*Exercise prompt*
From the entries below, gather each line containing the word "screenshot".

*Extracted records*
___

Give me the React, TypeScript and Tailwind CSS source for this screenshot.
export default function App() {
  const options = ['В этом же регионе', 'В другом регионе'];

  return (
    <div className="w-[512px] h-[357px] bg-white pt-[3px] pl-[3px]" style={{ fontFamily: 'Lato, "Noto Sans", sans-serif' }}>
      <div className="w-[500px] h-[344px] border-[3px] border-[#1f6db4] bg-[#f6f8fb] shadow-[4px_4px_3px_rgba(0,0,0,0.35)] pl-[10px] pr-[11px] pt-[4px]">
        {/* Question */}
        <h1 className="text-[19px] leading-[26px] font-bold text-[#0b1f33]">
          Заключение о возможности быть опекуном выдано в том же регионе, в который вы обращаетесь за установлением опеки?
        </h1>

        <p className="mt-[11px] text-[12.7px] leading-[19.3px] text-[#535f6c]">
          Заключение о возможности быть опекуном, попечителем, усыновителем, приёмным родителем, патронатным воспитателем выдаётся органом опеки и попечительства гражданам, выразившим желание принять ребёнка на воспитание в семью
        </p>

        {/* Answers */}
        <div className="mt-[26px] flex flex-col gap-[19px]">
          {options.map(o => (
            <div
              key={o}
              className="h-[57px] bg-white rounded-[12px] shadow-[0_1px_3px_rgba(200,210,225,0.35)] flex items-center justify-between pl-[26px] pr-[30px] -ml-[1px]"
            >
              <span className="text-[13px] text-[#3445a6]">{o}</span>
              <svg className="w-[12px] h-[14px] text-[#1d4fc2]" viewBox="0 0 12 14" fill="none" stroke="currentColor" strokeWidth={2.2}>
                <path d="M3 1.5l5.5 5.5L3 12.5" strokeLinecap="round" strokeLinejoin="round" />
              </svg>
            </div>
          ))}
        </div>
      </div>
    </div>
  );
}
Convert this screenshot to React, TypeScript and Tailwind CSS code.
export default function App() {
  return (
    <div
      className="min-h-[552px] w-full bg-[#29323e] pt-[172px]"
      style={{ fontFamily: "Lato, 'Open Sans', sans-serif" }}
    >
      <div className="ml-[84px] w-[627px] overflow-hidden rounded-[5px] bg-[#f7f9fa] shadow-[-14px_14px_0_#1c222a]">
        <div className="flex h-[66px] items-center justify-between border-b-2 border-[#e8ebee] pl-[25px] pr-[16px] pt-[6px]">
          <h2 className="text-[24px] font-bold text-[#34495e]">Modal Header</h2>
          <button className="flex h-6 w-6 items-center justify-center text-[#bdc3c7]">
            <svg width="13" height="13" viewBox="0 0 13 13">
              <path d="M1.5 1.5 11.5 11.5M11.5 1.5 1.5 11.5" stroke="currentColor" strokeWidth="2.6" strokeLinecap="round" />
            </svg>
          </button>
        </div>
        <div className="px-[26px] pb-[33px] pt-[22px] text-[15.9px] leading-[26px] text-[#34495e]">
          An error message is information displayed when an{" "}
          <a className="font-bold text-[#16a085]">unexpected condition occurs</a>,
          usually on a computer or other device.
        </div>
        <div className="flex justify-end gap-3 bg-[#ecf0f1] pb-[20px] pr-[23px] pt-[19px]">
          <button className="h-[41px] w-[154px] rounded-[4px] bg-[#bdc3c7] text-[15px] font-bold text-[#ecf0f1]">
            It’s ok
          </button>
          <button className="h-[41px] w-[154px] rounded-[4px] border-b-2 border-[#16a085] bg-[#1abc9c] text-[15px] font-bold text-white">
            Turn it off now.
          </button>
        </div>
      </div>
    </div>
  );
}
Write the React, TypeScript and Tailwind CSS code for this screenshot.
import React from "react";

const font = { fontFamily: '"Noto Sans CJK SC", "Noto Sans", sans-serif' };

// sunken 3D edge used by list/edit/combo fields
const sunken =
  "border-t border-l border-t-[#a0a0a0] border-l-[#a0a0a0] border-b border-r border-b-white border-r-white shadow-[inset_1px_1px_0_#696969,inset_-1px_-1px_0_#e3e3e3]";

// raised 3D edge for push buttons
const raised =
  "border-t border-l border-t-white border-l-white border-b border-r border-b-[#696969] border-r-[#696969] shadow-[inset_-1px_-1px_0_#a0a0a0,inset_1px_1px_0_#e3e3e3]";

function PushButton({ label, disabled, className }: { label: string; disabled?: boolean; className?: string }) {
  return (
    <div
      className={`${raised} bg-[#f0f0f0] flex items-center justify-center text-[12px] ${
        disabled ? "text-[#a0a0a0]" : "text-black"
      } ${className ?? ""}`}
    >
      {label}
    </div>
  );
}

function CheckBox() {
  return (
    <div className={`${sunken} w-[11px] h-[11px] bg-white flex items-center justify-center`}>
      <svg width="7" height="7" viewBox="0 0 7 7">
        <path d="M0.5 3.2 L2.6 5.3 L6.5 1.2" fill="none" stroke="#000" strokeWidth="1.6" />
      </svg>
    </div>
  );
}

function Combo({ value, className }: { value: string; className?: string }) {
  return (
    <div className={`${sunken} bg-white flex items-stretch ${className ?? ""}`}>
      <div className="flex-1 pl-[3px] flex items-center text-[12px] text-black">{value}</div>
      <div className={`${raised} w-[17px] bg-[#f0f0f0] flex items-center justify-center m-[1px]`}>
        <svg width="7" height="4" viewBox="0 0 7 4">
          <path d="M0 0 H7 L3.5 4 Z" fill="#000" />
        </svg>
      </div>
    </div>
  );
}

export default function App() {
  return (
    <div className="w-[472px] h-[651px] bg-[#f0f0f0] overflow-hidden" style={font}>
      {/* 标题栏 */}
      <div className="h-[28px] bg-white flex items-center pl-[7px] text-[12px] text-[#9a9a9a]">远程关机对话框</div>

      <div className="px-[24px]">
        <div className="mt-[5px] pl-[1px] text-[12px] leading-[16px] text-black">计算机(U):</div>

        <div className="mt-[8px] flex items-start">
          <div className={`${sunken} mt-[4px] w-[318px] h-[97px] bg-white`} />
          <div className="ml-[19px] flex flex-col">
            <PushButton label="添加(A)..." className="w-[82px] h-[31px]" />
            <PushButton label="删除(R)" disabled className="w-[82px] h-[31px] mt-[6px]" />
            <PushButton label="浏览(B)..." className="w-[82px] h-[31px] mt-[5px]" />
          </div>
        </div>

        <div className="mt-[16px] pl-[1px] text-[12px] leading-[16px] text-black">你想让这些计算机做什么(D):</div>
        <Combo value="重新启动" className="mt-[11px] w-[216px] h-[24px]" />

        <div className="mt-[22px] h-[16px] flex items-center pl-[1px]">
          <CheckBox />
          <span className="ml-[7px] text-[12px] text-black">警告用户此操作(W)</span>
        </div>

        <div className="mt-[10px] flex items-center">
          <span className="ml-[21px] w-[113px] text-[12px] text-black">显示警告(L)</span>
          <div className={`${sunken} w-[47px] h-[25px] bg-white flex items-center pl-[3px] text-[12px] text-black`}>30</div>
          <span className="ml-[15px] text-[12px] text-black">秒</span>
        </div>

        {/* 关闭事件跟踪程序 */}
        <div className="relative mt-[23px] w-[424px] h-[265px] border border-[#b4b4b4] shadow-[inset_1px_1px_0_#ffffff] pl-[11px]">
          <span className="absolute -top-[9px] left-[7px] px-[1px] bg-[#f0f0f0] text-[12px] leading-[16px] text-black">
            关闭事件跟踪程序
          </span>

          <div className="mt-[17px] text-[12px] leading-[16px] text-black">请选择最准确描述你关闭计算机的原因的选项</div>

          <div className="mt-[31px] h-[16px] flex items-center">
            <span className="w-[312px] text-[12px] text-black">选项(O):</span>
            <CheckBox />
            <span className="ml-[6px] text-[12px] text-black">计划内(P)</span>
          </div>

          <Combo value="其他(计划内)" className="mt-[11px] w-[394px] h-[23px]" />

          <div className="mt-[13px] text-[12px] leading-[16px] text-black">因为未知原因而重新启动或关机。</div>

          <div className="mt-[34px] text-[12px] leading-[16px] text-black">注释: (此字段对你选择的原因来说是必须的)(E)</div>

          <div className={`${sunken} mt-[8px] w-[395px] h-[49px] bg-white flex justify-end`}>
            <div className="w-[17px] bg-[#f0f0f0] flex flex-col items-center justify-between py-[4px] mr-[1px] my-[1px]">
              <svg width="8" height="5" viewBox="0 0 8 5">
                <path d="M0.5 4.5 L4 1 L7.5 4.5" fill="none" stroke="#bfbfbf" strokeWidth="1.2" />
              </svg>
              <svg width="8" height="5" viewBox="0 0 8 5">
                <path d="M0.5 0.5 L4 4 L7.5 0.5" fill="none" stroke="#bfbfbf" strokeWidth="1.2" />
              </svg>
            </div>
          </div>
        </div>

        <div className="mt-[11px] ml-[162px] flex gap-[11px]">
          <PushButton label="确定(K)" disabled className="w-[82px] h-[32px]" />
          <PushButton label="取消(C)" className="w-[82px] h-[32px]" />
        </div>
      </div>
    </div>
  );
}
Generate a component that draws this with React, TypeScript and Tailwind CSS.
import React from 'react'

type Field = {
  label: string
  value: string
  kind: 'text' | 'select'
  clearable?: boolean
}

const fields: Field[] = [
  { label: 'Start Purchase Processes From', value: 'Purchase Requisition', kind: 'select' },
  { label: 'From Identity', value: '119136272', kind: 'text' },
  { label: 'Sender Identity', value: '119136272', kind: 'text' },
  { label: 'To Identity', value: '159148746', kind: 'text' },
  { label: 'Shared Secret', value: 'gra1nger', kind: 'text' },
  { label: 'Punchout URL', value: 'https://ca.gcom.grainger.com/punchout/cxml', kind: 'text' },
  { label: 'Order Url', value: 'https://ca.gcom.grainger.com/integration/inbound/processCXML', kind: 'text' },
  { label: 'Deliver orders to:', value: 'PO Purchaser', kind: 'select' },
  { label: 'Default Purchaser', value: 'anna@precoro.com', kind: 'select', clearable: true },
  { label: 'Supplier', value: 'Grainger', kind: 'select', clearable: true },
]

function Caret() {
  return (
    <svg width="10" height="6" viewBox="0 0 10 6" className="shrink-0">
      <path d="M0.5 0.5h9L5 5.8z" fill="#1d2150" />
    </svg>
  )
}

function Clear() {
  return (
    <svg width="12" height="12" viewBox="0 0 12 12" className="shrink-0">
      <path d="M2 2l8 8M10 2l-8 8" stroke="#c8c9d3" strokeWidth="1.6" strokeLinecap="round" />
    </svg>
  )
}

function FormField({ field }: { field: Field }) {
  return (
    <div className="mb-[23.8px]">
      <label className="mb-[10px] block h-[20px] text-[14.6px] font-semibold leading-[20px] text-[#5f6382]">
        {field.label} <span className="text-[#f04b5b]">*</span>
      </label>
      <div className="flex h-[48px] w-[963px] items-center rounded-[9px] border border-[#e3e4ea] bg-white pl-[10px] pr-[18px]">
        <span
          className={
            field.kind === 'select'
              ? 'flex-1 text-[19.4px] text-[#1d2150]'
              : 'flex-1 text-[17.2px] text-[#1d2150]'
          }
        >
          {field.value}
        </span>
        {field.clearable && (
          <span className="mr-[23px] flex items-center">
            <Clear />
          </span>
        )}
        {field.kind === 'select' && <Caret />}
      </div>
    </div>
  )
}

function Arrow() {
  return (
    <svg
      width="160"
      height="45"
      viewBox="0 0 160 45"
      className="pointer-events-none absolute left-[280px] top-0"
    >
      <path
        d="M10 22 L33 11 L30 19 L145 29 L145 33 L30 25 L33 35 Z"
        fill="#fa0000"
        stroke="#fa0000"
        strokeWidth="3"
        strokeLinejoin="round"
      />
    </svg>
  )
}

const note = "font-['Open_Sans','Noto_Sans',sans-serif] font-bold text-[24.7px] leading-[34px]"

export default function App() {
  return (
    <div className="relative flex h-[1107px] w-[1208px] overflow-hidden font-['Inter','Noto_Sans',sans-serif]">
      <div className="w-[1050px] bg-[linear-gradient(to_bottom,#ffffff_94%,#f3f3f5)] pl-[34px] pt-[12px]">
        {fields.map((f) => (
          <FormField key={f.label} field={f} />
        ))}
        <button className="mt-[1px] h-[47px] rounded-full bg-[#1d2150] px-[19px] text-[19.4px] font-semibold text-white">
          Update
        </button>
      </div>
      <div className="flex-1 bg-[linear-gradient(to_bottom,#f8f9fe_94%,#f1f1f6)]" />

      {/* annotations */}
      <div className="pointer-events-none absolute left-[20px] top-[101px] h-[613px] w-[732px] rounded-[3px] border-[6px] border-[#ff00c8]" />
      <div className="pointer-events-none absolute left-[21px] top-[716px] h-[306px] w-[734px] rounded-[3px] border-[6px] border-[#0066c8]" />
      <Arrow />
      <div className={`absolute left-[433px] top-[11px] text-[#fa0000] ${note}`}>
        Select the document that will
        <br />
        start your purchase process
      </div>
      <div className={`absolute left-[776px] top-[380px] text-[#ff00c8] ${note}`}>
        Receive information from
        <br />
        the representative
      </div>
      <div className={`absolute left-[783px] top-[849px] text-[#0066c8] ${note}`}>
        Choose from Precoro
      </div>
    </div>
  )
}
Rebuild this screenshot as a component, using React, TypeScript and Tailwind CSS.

___

*Worked answer*
Give me the React, TypeScript and Tailwind CSS source for this screenshot.
Convert this screenshot to React, TypeScript and Tailwind CSS code.
Write the React, TypeScript and Tailwind CSS code for this screenshot.
Rebuild this screenshot as a component, using React, TypeScript and Tailwind CSS.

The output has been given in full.